[Entries taken from a collection]
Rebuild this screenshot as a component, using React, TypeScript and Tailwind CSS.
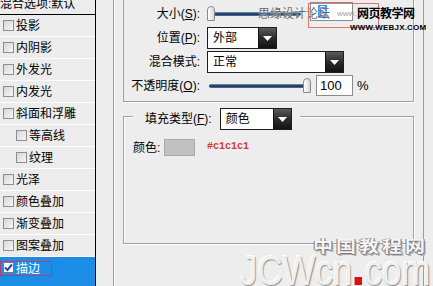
import React from "react";

type Effect = {
  label: string;
  indent?: boolean;
  checked?: boolean;
  selected?: boolean;
};

const effects: Effect[] = [
  { label: "投影" },
  { label: "内阴影" },
  { label: "外发光" },
  { label: "内发光" },
  { label: "斜面和浮雕" },
  { label: "等高线", indent: true },
  { label: "纹理", indent: true },
  { label: "光泽" },
  { label: "颜色叠加" },
  { label: "渐变叠加" },
  { label: "图案叠加" },
  { label: "描边", checked: true, selected: true },
];

function CheckBox({ checked }: { checked?: boolean }) {
  return (
    <span
      className={`flex w-[11px] h-[11px] shrink-0 items-center justify-center border ${
        checked
          ? "border-[#7a7a7a] bg-white"
          : "border-[#8e8e8e] bg-linear-to-br from-[#d6d6d6] to-[#f7f7f7]"
      }`}
    >
      {checked && (
        <svg width="9" height="9" viewBox="0 0 9 9">
          <path d="M1 4.5 L3.5 7 L8 1.5" stroke="#2f3fb0" strokeWidth="2" fill="none" />
        </svg>
      )}
    </span>
  );
}

function DropButton() {
  return (
    <span className="flex w-[18px] h-full shrink-0 items-center justify-center border-l border-[#111] bg-linear-to-b from-[#5c5c5c] via-[#2c2c2c] to-[#141414]">
      <svg width="9" height="5" viewBox="0 0 9 5">
        <path d="M0 0 H9 L4.5 5 Z" fill="#fff" />
      </svg>
    </span>
  );
}

function Slider({ thumbLeft, width }: { thumbLeft: string; width: string }) {
  return (
    <div className={`relative h-[18px] ${width}`}>
      <div className="absolute left-[2px] right-[4px] top-[7px] h-[4px] rounded-full bg-linear-to-b from-[#7f9cc0] via-[#0e2c52] to-[#5a7aa2]" />
      <div
        className={`absolute top-[1px] ${thumbLeft} w-[8px] h-[15px] rounded-t-[4px] rounded-b-[1px] border border-[#8a8a8a] bg-linear-to-r from-white to-[#d8d8d8]`}
      />
    </div>
  );
}

export default function App() {
  return (
    <div className="relative w-[433px] h-[286px] overflow-hidden bg-[#ededed] flex font-['Liberation_Sans','Noto_Sans_CJK_SC',sans-serif] text-[12px] text-black">
      {/* Styles list */}
      <div className="w-[96px] shrink-0 flex flex-col border-r border-black bg-[#ececec]">
        <div className="h-[15px] shrink-0 border-b border-black overflow-hidden">
          <div className="-mt-[3px] leading-[14px] whitespace-nowrap">混合选项:默认</div>
        </div>
        {effects.map((e) => (
          <div
            key={e.label}
            className={`flex items-center shrink-0 ${
              e.selected ? "flex-1 bg-[#1b8de6] text-white items-start pt-[5px]" : "h-[22px] border-b border-white"
            } ${e.indent ? "pl-[16px] gap-[2px]" : "pl-[3px] gap-[2px]"}`}
          >
            <CheckBox checked={e.checked} />
            <span className="leading-[14px] whitespace-nowrap">{e.label}</span>
          </div>
        ))}
      </div>

      {/* Options panel */}
      <div className="flex-1 pl-[17px]">
        <div className="w-[311px] h-full border-x border-[#9c9c9c] px-[9px] shadow-[inset_1px_0_0_#fff]">
          {/* Structure group (top cut off) */}
          <div className="border-x border-b border-[#a2a2a2] pt-[2px] pb-[4px] shadow-[1px_1px_0_#fff]">
            <div className="flex items-center h-[24px]">
              <span className="w-[76px] text-right leading-[14px]">
                大小(<u>S</u>):
              </span>
              <div className="ml-[7px]">
                <Slider width="w-[98px]" thumbLeft="left-0" />
              </div>
              <div className="ml-[5px] -mt-[6px] w-[43px] h-[19px] bg-white border border-[#8a8a8a] flex items-center pl-[7px]">
                <span className="bg-[#2f8fef] text-white leading-[13px] px-[1px]">5</span>
              </div>
            </div>
            <div className="flex items-center h-[24px]">
              <span className="w-[76px] text-right leading-[14px]">
                位置(<u>P</u>):
              </span>
              <div className="ml-[7px] flex h-[22px] w-[70px] bg-white border border-[#1e1e1e]">
                <span className="flex-1 pl-[5px] leading-[20px]">外部</span>
                <DropButton />
              </div>
            </div>
            <div className="flex items-center h-[24px]">
              <span className="w-[76px] text-right leading-[14px]">混合模式:</span>
              <div className="ml-[7px] flex h-[22px] w-[137px] bg-white border border-[#1e1e1e]">
                <span className="flex-1 pl-[5px] leading-[20px]">正常</span>
                <DropButton />
              </div>
            </div>
            <div className="flex items-center h-[23px]">
              <span className="w-[76px] text-right leading-[14px] whitespace-nowrap">
                不透明度(<u>O</u>):
              </span>
              <div className="ml-[7px]">
                <Slider width="w-[106px]" thumbLeft="left-[96px]" />
              </div>
              <div className="ml-[3px] w-[37px] h-[21px] bg-white border border-[#8a8a8a] flex items-center pl-[3px]">
                <span className="text-[13px] leading-[15px]">100</span>
              </div>
              <span className="ml-[4px] text-[13px] leading-[15px]">%</span>
            </div>
          </div>

          {/* Fill group */}
          <div className="mt-[14px] h-[128px] border border-[#a2a2a2] shadow-[inset_1px_1px_0_#fff,1px_1px_0_#fff]">
            <div className="-mt-[9px] ml-[9px] w-fit flex items-center bg-[#ededed] pl-[12px] pr-[8px]">
              <span className="leading-[14px] whitespace-nowrap">
                填充类型(<u>F</u>):
              </span>
              <div className="ml-[8px] flex h-[22px] w-[72px] bg-white border border-[#1e1e1e]">
                <span className="flex-1 pl-[5px] leading-[20px]">颜色</span>
                <DropButton />
              </div>
            </div>
            <div className="mt-[9px] pl-[9px] flex items-center h-[17px]">
              <span className="w-[31px] leading-[14px]">颜色:</span>
              <span className="w-[31px] h-[17px] bg-[#c1c1c1] border border-[#a8a8a8]" />
              <span className="ml-[12px] -mt-[3px] font-['Liberation_Mono',monospace] font-bold text-[10px] text-[#d23a3a]">
                #c1c1c1
              </span>
            </div>
          </div>
        </div>
      </div>

      {/* Watermarks and annotations laid over the dialog */}
      <div className="absolute left-[258px] top-[7px] leading-[14px] text-[#666] [text-shadow:0_0_2px_#fff]">
        思缘设计论坛
      </div>
      <div className="absolute left-[308px] top-[3px] w-[71px] h-[25px] border border-[#e27272]" />
      <div className="absolute left-[337px] top-[9px] text-[8px] leading-[10px] text-[#a0a0a0]">www.</div>
      <div className="absolute left-[357px] top-[7px] text-[12px] leading-[14px] font-bold tracking-[-0.5px]">
        网页教学网
      </div>
      <div className="absolute left-[350px] top-[23px] text-[8px] leading-[9px] font-bold tracking-[0.2px]">
        WWW.WEBJX.COM
      </div>
      <div className="absolute left-0 top-[261px] w-[52px] h-[15px] border border-[#b0407a]" />

      <div className="absolute left-[313px] top-[238px] origin-top scale-y-[0.8] text-[20px] leading-[22px] font-bold tracking-[3px] text-[#f4f4f4] [text-shadow:1px_0_0_#7a7a7a,-1px_0_0_#7a7a7a,0_1px_0_#7a7a7a,0_-1px_0_#7a7a7a,2px_2px_0_#b0b0b0]">
        中国教程网
      </div>
      <div className="absolute left-[240px] top-[250px] origin-top-left scale-x-[0.83] flex items-baseline text-[42px] leading-[42px] text-[#f0f0f0] font-['Liberation_Sans',sans-serif] [text-shadow:1px_1px_1px_#8a8a8a,-1px_-1px_0_#fff]">
        <span>JCWcn</span>
        <span className="mx-[3px] w-[9px] h-[8px] bg-[#d81010]" />
        <span>com</span>
      </div>
    </div>
  );
}
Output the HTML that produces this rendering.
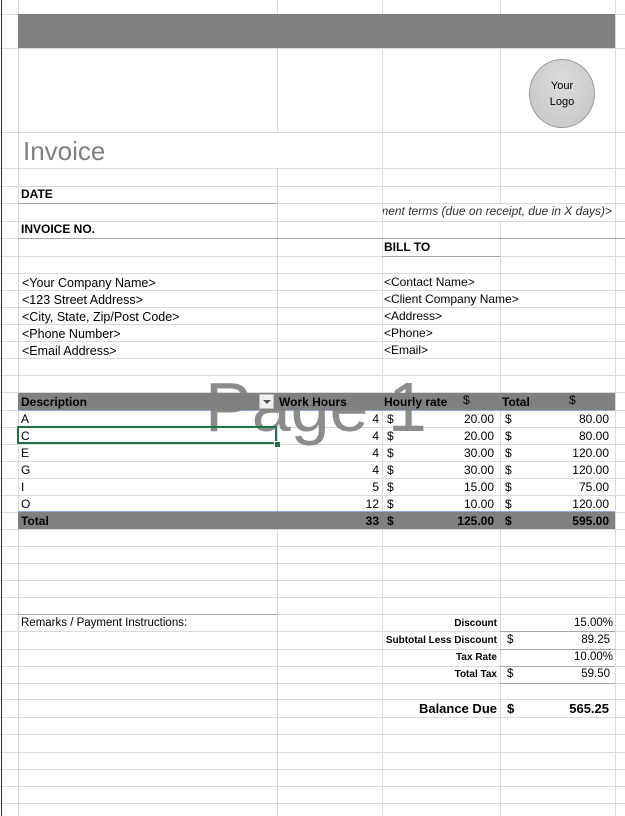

* Directions
Skip the pictures, then retype every line above exactly.

* Task output
Rebuild this screenshot as a component, using React, TypeScript and Tailwind CSS.
import React from "react";

type Effect = {
  label: string;
  indent?: boolean;
  checked?: boolean;
  selected?: boolean;
};

const effects: Effect[] = [
  { label: "投影" },
  { label: "内阴影" },
  { label: "外发光" },
  { label: "内发光" },
  { label: "斜面和浮雕" },
  { label: "等高线", indent: true },
  { label: "纹理", indent: true },
  { label: "光泽" },
  { label: "颜色叠加" },
  { label: "渐变叠加" },
  { label: "图案叠加" },
  { label: "描边", checked: true, selected: true },
];

function CheckBox({ checked }: { checked?: boolean }) {
  return (
    <span
      className={`flex w-[11px] h-[11px] shrink-0 items-center justify-center border ${
        checked
          ? "border-[#7a7a7a] bg-white"
          : "border-[#8e8e8e] bg-linear-to-br from-[#d6d6d6] to-[#f7f7f7]"
      }`}
    >
      {checked && (
        <svg width="9" height="9" viewBox="0 0 9 9">
          <path d="M1 4.5 L3.5 7 L8 1.5" stroke="#2f3fb0" strokeWidth="2" fill="none" />
        </svg>
      )}
    </span>
  );
}

function DropButton() {
  return (
    <span className="flex w-[18px] h-full shrink-0 items-center justify-center border-l border-[#111] bg-linear-to-b from-[#5c5c5c] via-[#2c2c2c] to-[#141414]">
      <svg width="9" height="5" viewBox="0 0 9 5">
        <path d="M0 0 H9 L4.5 5 Z" fill="#fff" />
      </svg>
    </span>
  );
}

function Slider({ thumbLeft, width }: { thumbLeft: string; width: string }) {
  return (
    <div className={`relative h-[18px] ${width}`}>
      <div className="absolute left-[2px] right-[4px] top-[7px] h-[4px] rounded-full bg-linear-to-b from-[#7f9cc0] via-[#0e2c52] to-[#5a7aa2]" />
      <div
        className={`absolute top-[1px] ${thumbLeft} w-[8px] h-[15px] rounded-t-[4px] rounded-b-[1px] border border-[#8a8a8a] bg-linear-to-r from-white to-[#d8d8d8]`}
      />
    </div>
  );
}

export default function App() {
  return (
    <div className="relative w-[433px] h-[286px] overflow-hidden bg-[#ededed] flex font-['Liberation_Sans','Noto_Sans_CJK_SC',sans-serif] text-[12px] text-black">
      {/* Styles list */}
      <div className="w-[96px] shrink-0 flex flex-col border-r border-black bg-[#ececec]">
        <div className="h-[15px] shrink-0 border-b border-black overflow-hidden">
          <div className="-mt-[3px] leading-[14px] whitespace-nowrap">混合选项:默认</div>
        </div>
        {effects.map((e) => (
          <div
            key={e.label}
            className={`flex items-center shrink-0 ${
              e.selected ? "flex-1 bg-[#1b8de6] text-white items-start pt-[5px]" : "h-[22px] border-b border-white"
            } ${e.indent ? "pl-[16px] gap-[2px]" : "pl-[3px] gap-[2px]"}`}
          >
            <CheckBox checked={e.checked} />
            <span className="leading-[14px] whitespace-nowrap">{e.label}</span>
          </div>
        ))}
      </div>

      {/* Options panel */}
      <div className="flex-1 pl-[17px]">
        <div className="w-[311px] h-full border-x border-[#9c9c9c] px-[9px] shadow-[inset_1px_0_0_#fff]">
          {/* Structure group (top cut off) */}
          <div className="border-x border-b border-[#a2a2a2] pt-[2px] pb-[4px] shadow-[1px_1px_0_#fff]">
            <div className="flex items-center h-[24px]">
              <span className="w-[76px] text-right leading-[14px]">
                大小(<u>S</u>):
              </span>
              <div className="ml-[7px]">
                <Slider width="w-[98px]" thumbLeft="left-0" />
              </div>
              <div className="ml-[5px] -mt-[6px] w-[43px] h-[19px] bg-white border border-[#8a8a8a] flex items-center pl-[7px]">
                <span className="bg-[#2f8fef] text-white leading-[13px] px-[1px]">5</span>
              </div>
            </div>
            <div className="flex items-center h-[24px]">
              <span className="w-[76px] text-right leading-[14px]">
                位置(<u>P</u>):
              </span>
              <div className="ml-[7px] flex h-[22px] w-[70px] bg-white border border-[#1e1e1e]">
                <span className="flex-1 pl-[5px] leading-[20px]">外部</span>
                <DropButton />
              </div>
            </div>
            <div className="flex items-center h-[24px]">
              <span className="w-[76px] text-right leading-[14px]">混合模式:</span>
              <div className="ml-[7px] flex h-[22px] w-[137px] bg-white border border-[#1e1e1e]">
                <span className="flex-1 pl-[5px] leading-[20px]">正常</span>
                <DropButton />
              </div>
            </div>
            <div className="flex items-center h-[23px]">
              <span className="w-[76px] text-right leading-[14px] whitespace-nowrap">
                不透明度(<u>O</u>):
              </span>
              <div className="ml-[7px]">
                <Slider width="w-[106px]" thumbLeft="left-[96px]" />
              </div>
              <div className="ml-[3px] w-[37px] h-[21px] bg-white border border-[#8a8a8a] flex items-center pl-[3px]">
                <span className="text-[13px] leading-[15px]">100</span>
              </div>
              <span className="ml-[4px] text-[13px] leading-[15px]">%</span>
            </div>
          </div>

          {/* Fill group */}
          <div className="mt-[14px] h-[128px] border border-[#a2a2a2] shadow-[inset_1px_1px_0_#fff,1px_1px_0_#fff]">
            <div className="-mt-[9px] ml-[9px] w-fit flex items-center bg-[#ededed] pl-[12px] pr-[8px]">
              <span className="leading-[14px] whitespace-nowrap">
                填充类型(<u>F</u>):
              </span>
              <div className="ml-[8px] flex h-[22px] w-[72px] bg-white border border-[#1e1e1e]">
                <span className="flex-1 pl-[5px] leading-[20px]">颜色</span>
                <DropButton />
              </div>
            </div>
            <div className="mt-[9px] pl-[9px] flex items-center h-[17px]">
              <span className="w-[31px] leading-[14px]">颜色:</span>
              <span className="w-[31px] h-[17px] bg-[#c1c1c1] border border-[#a8a8a8]" />
              <span className="ml-[12px] -mt-[3px] font-['Liberation_Mono',monospace] font-bold text-[10px] text-[#d23a3a]">
                #c1c1c1
              </span>
            </div>
          </div>
        </div>
      </div>

      {/* Watermarks and annotations laid over the dialog */}
      <div className="absolute left-[258px] top-[7px] leading-[14px] text-[#666] [text-shadow:0_0_2px_#fff]">
        思缘设计论坛
      </div>
      <div className="absolute left-[308px] top-[3px] w-[71px] h-[25px] border border-[#e27272]" />
      <div className="absolute left-[337px] top-[9px] text-[8px] leading-[10px] text-[#a0a0a0]">www.</div>
      <div className="absolute left-[357px] top-[7px] text-[12px] leading-[14px] font-bold tracking-[-0.5px]">
        网页教学网
      </div>
      <div className="absolute left-[350px] top-[23px] text-[8px] leading-[9px] font-bold tracking-[0.2px]">
        WWW.WEBJX.COM
      </div>
      <div className="absolute left-0 top-[261px] w-[52px] h-[15px] border border-[#b0407a]" />

      <div className="absolute left-[313px] top-[238px] origin-top scale-y-[0.8] text-[20px] leading-[22px] font-bold tracking-[3px] text-[#f4f4f4] [text-shadow:1px_0_0_#7a7a7a,-1px_0_0_#7a7a7a,0_1px_0_#7a7a7a,0_-1px_0_#7a7a7a,2px_2px_0_#b0b0b0]">
        中国教程网
      </div>
      <div className="absolute left-[240px] top-[250px] origin-top-left scale-x-[0.83] flex items-baseline text-[42px] leading-[42px] text-[#f0f0f0] font-['Liberation_Sans',sans-serif] [text-shadow:1px_1px_1px_#8a8a8a,-1px_-1px_0_#fff]">
        <span>JCWcn</span>
        <span className="mx-[3px] w-[9px] h-[8px] bg-[#d81010]" />
        <span>com</span>
      </div>
    </div>
  );
}
Output the HTML that produces this rendering.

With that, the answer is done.